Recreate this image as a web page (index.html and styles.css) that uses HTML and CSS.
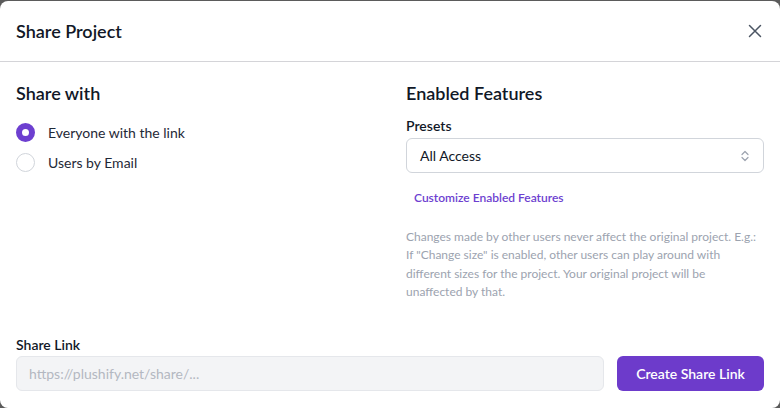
FILE: index.html
```html
<!DOCTYPE html>
<html lang="en">
<head>
    <meta charset="UTF-8">
    <meta name="viewport" content="width=device-width, initial-scale=1.0">
    <title>Share Project</title>
    <link rel="stylesheet" href="styles.css">
</head>
<body>
    <div class="modal">
        <div class="modal-header">
            <h2>Share Project</h2>
            <button class="close-btn" aria-label="Close">
                <svg width="14" height="14" viewBox="0 0 14 14"><path d="M1.5 1.5 L12.5 12.5 M12.5 1.5 L1.5 12.5" stroke="#4b5563" stroke-width="1.5" stroke-linecap="round"/></svg>
            </button>
        </div>

        <div class="modal-body">
            <div class="columns">
                <!-- 왼쪽: 공유 대상 -->
                <div class="column">
                    <h3>Share with</h3>
                    <label class="radio-row">
                        <span class="radio checked"></span>
                        Everyone with the link
                    </label>
                    <label class="radio-row">
                        <span class="radio"></span>
                        Users by Email
                    </label>
                </div>

                <!-- 오른쪽: 기능 설정 -->
                <div class="column">
                    <h3>Enabled Features</h3>
                    <div class="field-label">Presets</div>
                    <div class="select">
                        <span>All Access</span>
                        <svg width="8" height="12" viewBox="0 0 8 12"><path d="M1 4.5 L4 1.5 L7 4.5 M1 7.5 L4 10.5 L7 7.5" fill="none" stroke="#9ca3af" stroke-width="1.2" stroke-linecap="round" stroke-linejoin="round"/></svg>
                    </div>
                    <a class="customize" href="#">Customize Enabled Features</a>
                    <p class="note">Changes made by other users never affect the original project. E.g.: If "Change size" is enabled, other users can play around with different sizes for the project. Your original project will be unaffected by that.</p>
                </div>
            </div>

            <div class="field-label link-label">Share Link</div>
            <div class="link-row">
                <input class="link-input" type="text" placeholder="https://plushify.net/share/..." disabled>
                <button class="create-btn">Create Share Link</button>
            </div>
        </div>
    </div>
</body>
</html>
```

FILE: styles.css
```css
/* 전체 배경 */
body {
    margin: 0;
    background-color: #5b5b5b;
    font-family: "Lato", "Noto Sans", sans-serif;
    color: #111827;
}

/* 모달 박스 */
.modal {
    margin-top: 1px;
    height: 407px;
    background: #fff;
    border-radius: 8px;
    box-sizing: border-box;
}

.modal-header {
    display: flex;
    justify-content: space-between;
    align-items: center;
    height: 60px;
    padding: 0 16px;
    border-bottom: 1px solid #d4d4d8;
}

.modal-header h2 {
    margin: 0;
    font-size: 18px;
    font-weight: 600;
}

.close-btn {
    border: none;
    background: none;
    padding: 0;
    width: 14px; height: 14px;
    margin-right: 2px;
    cursor: pointer;
}

.modal-body {
    padding: 0 16px;
}

/* 두 칸 나누기 */
.columns {
    display: grid;
    grid-template-columns: 1fr 1fr;
    column-gap: 32px;
    height: 274px;
}

.column h3 {
    margin: 19px 0 12px;
    font-size: 18px;
    font-weight: 600;
    line-height: 24px;
}

.radio-row {
    display: flex;
    align-items: center;
    gap: 13px;
    height: 30px;
    font-size: 14px;
    color: #1f2937;
}

.radio {
    width: 19px; height: 19px;
    border-radius: 50%;
    border: 1px solid #d1d5db;
    box-sizing: border-box;
    background: #fff;
}

.radio.checked {
    border: 6px solid #6d3fd0;
}

.field-label {
    font-size: 14px;
    font-weight: 600;
    line-height: 18px;
    margin-bottom: 3px;
}

.link-label {
    margin-bottom: 2px;
}

.select {
    display: flex;
    justify-content: space-between;
    align-items: center;
    height: 35px;
    padding: 0 14px 0 13px;
    border: 1px solid #d1d5db;
    border-radius: 6px;
    box-sizing: border-box;
    font-size: 14px;
}

.customize {
    display: inline-block;
    margin: 17px 0 0 8px;
    font-size: 12px;
    font-weight: 600;
    color: #6d3fd0;
    text-decoration: none;
}

.note {
    margin: 23px 0 0;
    font-size: 12px;
    line-height: 18.3px;
    color: #9ca3af;
}

/* 공유 링크 줄 */
.link-row {
    display: flex;
    gap: 13px;
}

.link-input {
    flex: 1;
    height: 35px;
    box-sizing: border-box;
    padding: 0 12px;
    background: #f3f4f6;
    border: 1px solid #e5e7eb;
    border-radius: 6px;
    font-family: inherit;
    font-size: 14px;
}

.link-input::placeholder {
    color: #b3b8c1;
}

.create-btn {
    width: 147px; height: 35px;
    border: none;
    border-radius: 6px;
    background: #6d3bcb;
    color: #fff;
    font-family: inherit;
    font-size: 14px;
    font-weight: 600;
}
```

_____

Work instructions:
Using the data above, print every line exactly, omitting pictures.

Written response:
Recreate this image as a web page (index.html and styles.css) that uses HTML and CSS.
FILE: index.html
```html
<!DOCTYPE html>
<html lang="en">
<head>
    <meta charset="UTF-8">
    <meta name="viewport" content="width=device-width, initial-scale=1.0">
    <title>Share Project</title>
    <link rel="stylesheet" href="styles.css">
</head>
<body>
    <div class="modal">
        <div class="modal-header">
            <h2>Share Project</h2>
            <button class="close-btn" aria-label="Close">
                <svg width="14" height="14" viewBox="0 0 14 14"><path d="M1.5 1.5 L12.5 12.5 M12.5 1.5 L1.5 12.5" stroke="#4b5563" stroke-width="1.5" stroke-linecap="round"/></svg>
            </button>
        </div>

        <div class="modal-body">
            <div class="columns">
                <!-- 왼쪽: 공유 대상 -->
                <div class="column">
                    <h3>Share with</h3>
                    <label class="radio-row">
                        <span class="radio checked"></span>
                        Everyone with the link
                    </label>
                    <label class="radio-row">
                        <span class="radio"></span>
                        Users by Email
                    </label>
                </div>

                <!-- 오른쪽: 기능 설정 -->
                <div class="column">
                    <h3>Enabled Features</h3>
                    <div class="field-label">Presets</div>
                    <div class="select">
                        <span>All Access</span>
                        <svg width="8" height="12" viewBox="0 0 8 12"><path d="M1 4.5 L4 1.5 L7 4.5 M1 7.5 L4 10.5 L7 7.5" fill="none" stroke="#9ca3af" stroke-width="1.2" stroke-linecap="round" stroke-linejoin="round"/></svg>
                    </div>
                    <a class="customize" href="#">Customize Enabled Features</a>
                    <p class="note">Changes made by other users never affect the original project. E.g.: If "Change size" is enabled, other users can play around with different sizes for the project. Your original project will be unaffected by that.</p>
                </div>
            </div>

            <div class="field-label link-label">Share Link</div>
            <div class="link-row">
                <input class="link-input" type="text" placeholder="https://plushify.net/share/..." disabled>
                <button class="create-btn">Create Share Link</button>
            </div>
        </div>
    </div>
</body>
</html>
```

FILE: styles.css
```css
/* 전체 배경 */
body {
    margin: 0;
    background-color: #5b5b5b;
    font-family: "Lato", "Noto Sans", sans-serif;
    color: #111827;
}

/* 모달 박스 */
.modal {
    margin-top: 1px;
    height: 407px;
    background: #fff;
    border-radius: 8px;
    box-sizing: border-box;
}

.modal-header {
    display: flex;
    justify-content: space-between;
    align-items: center;
    height: 60px;
    padding: 0 16px;
    border-bottom: 1px solid #d4d4d8;
}

.modal-header h2 {
    margin: 0;
    font-size: 18px;
    font-weight: 600;
}

.close-btn {
    border: none;
    background: none;
    padding: 0;
    width: 14px; height: 14px;
    margin-right: 2px;
    cursor: pointer;
}

.modal-body {
    padding: 0 16px;
}

/* 두 칸 나누기 */
.columns {
    display: grid;
    grid-template-columns: 1fr 1fr;
    column-gap: 32px;
    height: 274px;
}

.column h3 {
    margin: 19px 0 12px;
    font-size: 18px;
    font-weight: 600;
    line-height: 24px;
}

.radio-row {
    display: flex;
    align-items: center;
    gap: 13px;
    height: 30px;
    font-size: 14px;
    color: #1f2937;
}

.radio {
    width: 19px; height: 19px;
    border-radius: 50%;
    border: 1px solid #d1d5db;
    box-sizing: border-box;
    background: #fff;
}

.radio.checked {
    border: 6px solid #6d3fd0;
}

.field-label {
    font-size: 14px;
    font-weight: 600;
    line-height: 18px;
    margin-bottom: 3px;
}

.link-label {
    margin-bottom: 2px;
}

.select {
    display: flex;
    justify-content: space-between;
    align-items: center;
    height: 35px;
    padding: 0 14px 0 13px;
    border: 1px solid #d1d5db;
    border-radius: 6px;
    box-sizing: border-box;
    font-size: 14px;
}

.customize {
    display: inline-block;
    margin: 17px 0 0 8px;
    font-size: 12px;
    font-weight: 600;
    color: #6d3fd0;
    text-decoration: none;
}

.note {
    margin: 23px 0 0;
    font-size: 12px;
    line-height: 18.3px;
    color: #9ca3af;
}

/* 공유 링크 줄 */
.link-row {
    display: flex;
    gap: 13px;
}

.link-input {
    flex: 1;
    height: 35px;
    box-sizing: border-box;
    padding: 0 12px;
    background: #f3f4f6;
    border: 1px solid #e5e7eb;
    border-radius: 6px;
    font-family: inherit;
    font-size: 14px;
}

.link-input::placeholder {
    color: #b3b8c1;
}

.create-btn {
    width: 147px; height: 35px;
    border: none;
    border-radius: 6px;
    background: #6d3bcb;
    color: #fff;
    font-family: inherit;
    font-size: 14px;
    font-weight: 600;
}
```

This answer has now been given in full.